Blood and Guts in Austria
Briefly

Post-World War II Viennese artists responded to violence, sanitized culture, and bourgeois morality with ritual destruction and sacrilegious aesthetics. Hermann Nitsch employed blood, rotting meat, and animal carcasses to merge sacrifice, ritual, Christian rebirth motifs, theater, painting, and installation. Nitsch developed the Orgies Mysteries Theater from the 1950s and conceived a durational 6-Day-Play staged at Schloss Prinzendorf, acquired in 1971. The work debuted in 1998 and evolved through 2022, with an updated version premiering after Nitsch's death. The final three days were realized by Rita Nitsch, presenting a Dionysian festival of carcasses, live bodies, pouring, and smearing amid overwhelming scents.

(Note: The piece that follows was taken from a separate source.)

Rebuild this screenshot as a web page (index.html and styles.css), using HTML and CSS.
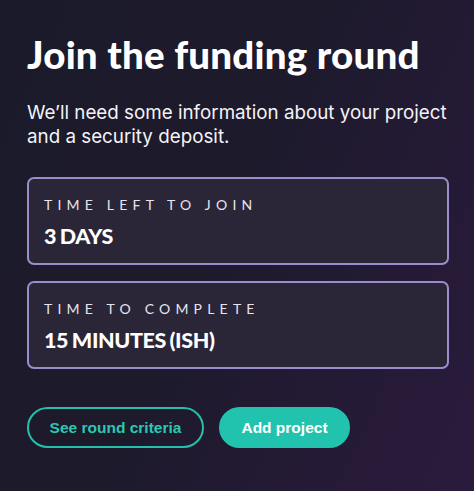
FILE: index.html
```html
<!DOCTYPE html>
<html lang="en">
<head>
<meta charset="utf-8">
<title>Join the funding round</title>
<link rel="stylesheet" href="styles.css">
</head>
<body>
<main class="panel">
  <h1 class="title">Join the funding round</h1>
  <p class="lead">We’ll need some information about your project and a security deposit.</p>
  <section class="stat">
    <div class="stat-label">Time left to join</div>
    <div class="stat-value">3 Days</div>
  </section>
  <section class="stat">
    <div class="stat-label">Time to complete</div>
    <div class="stat-value">15 Minutes (ish)</div>
  </section>
  <div class="actions">
    <button class="btn btn-outline">See round criteria</button>
    <button class="btn btn-solid">Add project</button>
  </div>
</main>
</body>
</html>
```

FILE: styles.css
```css
html, body {
  margin: 0;
  padding: 0;
  height: 100%;
}
body {
  background: linear-gradient(115deg, #1b1a2a 0%, #1d1a2c 45%, #2b1a3d 100%);
  color: #ffffff;
  font-family: "Inter", "Liberation Sans", sans-serif;
}
.panel {
  box-sizing: border-box;
  height: 491px;
  padding: 32px 25px 0 27px;
  display: flex;
  flex-direction: column;
}
.title {
  margin: 0;
  font-family: "Lato", "Liberation Sans", sans-serif;
  font-weight: 900;
  font-size: 38.5px;
  line-height: 44px;
  letter-spacing: 0.2px;
}
.lead {
  margin: 25px 0 0 0;
  font-size: 18.8px;
  line-height: 24px;
  font-weight: 400;
  color: #f4f3f8;
}
.stat {
  margin-top: 28px;
  box-sizing: border-box;
  height: 88px;
  flex: 0 0 88px;
  border: 2px solid #9a8dcb;
  border-radius: 7px;
  background: #2a2637;
  padding: 18px 15px 0 15px;
}
.stat + .stat {
  margin-top: 16px;
}
.stat-label {
  font-family: "Lato", "Liberation Sans", sans-serif;
  font-size: 14px;
  line-height: 16px;
  letter-spacing: 5.2px;
  text-transform: uppercase;
  color: #e6e4ee;
}
.stat-value {
  margin-top: 11px;
  font-family: "Lato", "Liberation Sans", sans-serif;
  font-weight: 900;
  font-size: 21.5px;
  line-height: 24px;
  letter-spacing: -0.4px;
  word-spacing: -1px;
  text-transform: uppercase;
}
.actions {
  margin-top: 38px;
  display: flex;
  gap: 15px;
}
.btn {
  box-sizing: border-box;
  height: 41px;
  border-radius: 21px;
  font-family: "Liberation Sans", "Inter", sans-serif;
  font-weight: 700;
  font-size: 15.5px;
  padding: 0;
  white-space: nowrap;
  cursor: pointer;
}
.btn-outline {
  background: transparent;
  border: 2px solid #27bfac;
  color: #2cc7b3;
  width: 177px;
}
.btn-solid {
  background: #22c3ae;
  border: 2px solid #22c3ae;
  color: #ffffff;
  width: 131px;
}
```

Nitsch began developing the Orgies Mysteries Theater in the 1950s through numerous actions and installations over the decades. These were preparatory studies for an ultimate form, a lifetime vision of a Gesamtkunstwerk: 6-Day-Play, a durational work that takes place at Schloss Prinzendorf, a former monastery in rural Austria that the artist acquired in 1971 as the permanent site for his ritual actions.

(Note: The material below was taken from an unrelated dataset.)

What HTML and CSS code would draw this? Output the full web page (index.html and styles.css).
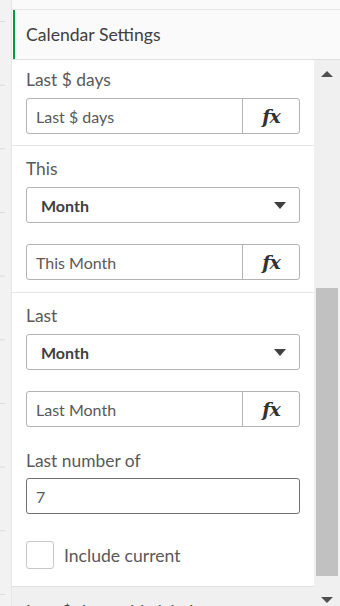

This June, as I walked up the ramp toward the Schloss, the surrounding landscape resembled any other sleepy stretch of European countryside, with low fields and an eerie silence. But passing through the gate, I stepped into something else entirely. The scent hit first: a dense, overwhelming mix of blood, flowers, and incense. The performers, dressed in their signature white T-shirts and trousers, now stained deep red, sat in a moment of rest.